Liberal ilahiyat, insan olan bir İsa ile başlar, ancak liberal ilahiyatın insan İsa’sı tüm gerçekleri açıklamasız bırakır. İsa’nın sadece bir insan olduğunu kabul edersek, Müjde’yi nasıl açıklayabiliriz? Eğer İsa sadece bir insansa, o zaman İncilimiz bir efsanedir ve gerçek İsa’ya geri dönmenin bir yolu yoktur. Eğer İncil bir efsaneyse, eğer Kilise Tanrı olan Mesih’i icat ettiyse, O’nun tanrılığını öğrettiği sözlerini de icat etmiş olmalıdır. Eğer bu doğruysa, erken Kilise’nin inancını nasıl açıklayacağız? İsa’nın ilahi olup olmadığı gerçeğinden ayrı olarak, Kilise’nin onun tanrılığına olan inancını ya da eğer öğretmediyse, tanrılığını öğrettiği gerçeğini açıklayamayız. Liberal eleştirinin vardığı sonuçlar gerçeklerle uyumlu değildir. Liberal eleştiri son sözünü söyledikten sonra elimizde İsa’nın kendi tanrılığını öğrettiği bir İncil vardır ve bu İncil açıklanmalıdır. Eğer Mesih tanrılığını öğretmediyse, o zaman O’nu hem Tanrı hem de tanrılığını öğreten olarak temsil eden Müjde, kaydettiği yaşamdan daha harika ve açıklaması daha zordur.

Müjde’deki gerçeklerin bir açıklamaya ihtiyacı vardır. İki şeyden birini yapmalıyız: ya Müjde’yi tarihsel olarak kabul etmeli ya da tüm kayıtlardan vazgeçmeliyiz. Ancak ikinci alternatif gerekli değildir. Dr. Denney, “İncillerde İsa’ya tapan hiç kimsenin uyduramayacağı, Müjdeciler için veri olan ve tarihsel saymakta güvende olduğumuz pasajlar olduğunu görmek, tarihçiler olarak bize güven verir” diye belirtir. Jesus and the Gospel adlı eserinin büyük bir bölümünü bu soruna ayırmıştır. Eleştirmenlerin İncillerin içinde buldukları ve İsa’nın en eski tasvirleri olarak tanımladıkları belgelere geri dönerek, İsa’nın takipçileri tarafından uydurulmuş olması mümkün olmayan, İsa’nın, tanrılığının bilincinde olarak ya da tanrılığını öğretirken tasvir edildiği pasajları araştırır. Başlangıçta bize şunu hatırlatır: “Savın gücü tek bir pasaja değil, bütünün kümülatif etkisine bağlıdır.” Soruya açık bir zihinle yaklaşan tarih öğrencisi için aktardığı sayısız pasaj, İsa’nın Tanrı olup olmadığına bakılmaksızın, kendisini Tanrı olarak gördüğünün ve kendi tanrılığını öğrettiğinin kesin kanıtıdır.
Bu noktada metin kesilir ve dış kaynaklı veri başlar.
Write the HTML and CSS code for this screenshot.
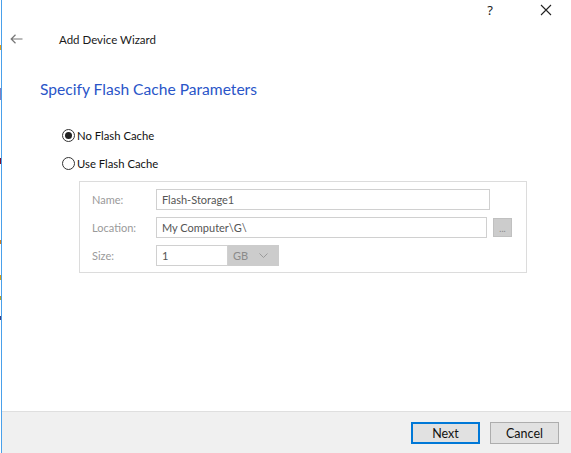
FILE: index.html
```html
<!DOCTYPE html>
<html>
<head>
<meta charset="utf-8">
<link rel="stylesheet" href="styles.css">
</head>
<body>
<div class="desktop">
  <div class="edge"></div>
  <div class="window">
    <div class="titlebar">
      <span class="tb-help">?</span>
      <span class="tb-close">
        <svg width="12" height="12" viewBox="0 0 12 12"><path d="M1 1L11 11M11 1L1 11" stroke="#222" stroke-width="1.1" fill="none"/></svg>
      </span>
    </div>
    <div class="header">
      <svg class="back" width="13" height="10" viewBox="0 0 13 10"><path d="M1 5H12.5M5.5 0.8L1.2 5L5.5 9.2" stroke="#777" stroke-width="1.2" fill="none"/></svg>
      <span class="header-title">Add Device Wizard</span>
    </div>
    <div class="content">
      <h1 class="heading">Specify Flash Cache Parameters</h1>
      <div class="options">
        <label class="radio"><span class="dot checked"></span>No Flash Cache</label>
        <label class="radio"><span class="dot"></span>Use Flash Cache</label>
      </div>
      <div class="group">
        <div class="row">
          <span class="lbl">Name:</span>
          <span class="field name-field">Flash-Storage1</span>
        </div>
        <div class="row">
          <span class="lbl">Location:</span>
          <span class="field loc-field">My Computer\G\</span>
          <span class="browse">...</span>
        </div>
        <div class="row">
          <span class="lbl">Size:</span>
          <span class="field size-field">1</span>
          <span class="unit">GB
            <svg width="9" height="5" viewBox="0 0 9 5"><path d="M0.5 0.5L4.5 4.5L8.5 0.5" stroke="#9a9a9a" stroke-width="1" fill="none"/></svg>
          </span>
        </div>
      </div>
    </div>
    <div class="footer">
      <button class="btn primary">Next</button>
      <button class="btn">Cancel</button>
    </div>
  </div>
</div>
</body>
</html>
```
FILE: styles.css
```css
* { box-sizing: border-box; }
html, body { margin: 0; padding: 0; }
body {
  width: 571px;
  height: 453px;
  overflow: hidden;
  font-family: Lato, "Noto Sans", sans-serif;
  font-size: 12px;
  color: #222;
  background: #fff;
}
.desktop { display: flex; height: 453px; }
.edge {
  width: 1px;
  background: linear-gradient(#fff 0 45px, #e0a020 45px 50px, #fff 50px 88px, #8080c0 88px 100px, #fff 100px 158px, #7a1030 158px 164px, #fff 164px 240px, #d08020 240px 244px, #fff 244px 275px, #d0a020 275px 280px, #fff 280px 296px, #b0a030 296px 300px, #fff 300px 316px, #404080 316px 320px, #fff 320px);
}
.window {
  flex: 1;
  display: flex;
  flex-direction: column;
  border-left: 1px solid #4aa0ea;
  background: #fff;
}
.titlebar {
  height: 20px;
  display: flex;
  align-items: center;
  justify-content: flex-end;
  padding-right: 19px;
  gap: 47px;
}
.tb-help { font-family: "Noto Sans", sans-serif; font-size: 13px; color: #222; }
.tb-close { display: flex; }
.header {
  height: 38px;
  display: flex;
  align-items: center;
  padding-left: 8px;
}
.header-title { margin-left: 36px; font-size: 11.5px; color: #1a1a1a; }
.content { flex: 1; padding-left: 38px; }
.heading {
  margin: 16px 0 0 0;
  font-weight: normal;
  font-size: 15.6px;
  color: #2a55c8;
  line-height: 30px;
}
.options { margin-top: 21px; padding-left: 22px; display: flex; flex-direction: column; gap: 8px; }
.radio { display: flex; align-items: center; height: 20px; font-size: 11.3px; color: #111; }
.dot {
  width: 13px; height: 13px;
  border: 1px solid #333;
  border-radius: 50%;
  margin-right: 2px;
  display: flex; align-items: center; justify-content: center;
  background: #fff;
}
.dot.checked::after {
  content: "";
  width: 7px; height: 7px; border-radius: 50%; background: #222;
}
.group {
  margin: 8px 0 0 39px;
  width: 448px;
  height: 92px;
  border: 1px solid #dcdcdc;
  padding: 7px 0 0 12px;
  display: flex;
  flex-direction: column;
  gap: 8px;
}
.row { display: flex; align-items: center; height: 20px; }
.lbl { width: 64px; color: #9a9a9a; font-size: 11px; }
.field {
  height: 21px;
  border: 1px solid #d0d0d0;
  padding-left: 5px;
  display: flex; align-items: center;
  color: #555; font-size: 11px;
  background: #fff;
}
.name-field { width: 334px; }
.loc-field { width: 331px; }
.browse {
  margin-left: 6px;
  width: 19px; height: 19px;
  background: #cccccc;
  border: 1px solid #c0c0c0;
  color: #888; font-size: 9px;
  display: flex; align-items: flex-end; justify-content: center;
  padding-bottom: 3px; line-height: 9px;
}
.size-field { width: 72px; }
.unit {
  width: 51px; height: 21px;
  background: #cccccc;
  display: flex; align-items: center; justify-content: space-between;
  padding: 0 11px 0 5px;
  color: #8a8a8a; font-size: 11px;
}
.footer {
  height: 42px;
  background: #f0f0f0;
  border-top: 1px solid #dfdfdf;
  display: flex;
  justify-content: flex-end;
  align-items: center;
  padding-right: 12px;
  gap: 10px;
}
.btn {
  width: 69px; height: 22px;
  font-family: inherit; font-size: 12.5px;
  background: #e1e1e1;
  border: 1px solid #adadad;
  color: #111;
  padding: 0;
  margin-top: 1px;
}
.btn.primary { border: 2px solid #0078d7; }
```
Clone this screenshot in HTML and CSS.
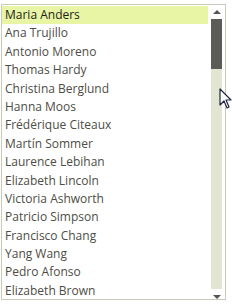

Sonuç olarak, Profesör Gwatkin’in sözlerini dikkate alalım: “Nasıralı İsa hakkında kesin olarak bildiğimiz bir şey varsa o da sürekli olarak Tanrı’nın Oğlu, İnsanlığın Kurtarıcısı ve gelecek dünyanın Hükümdarı olduğunu iddia ettiğidir ve bu iddiaya göre İncil ayakta durur ya da düşer.”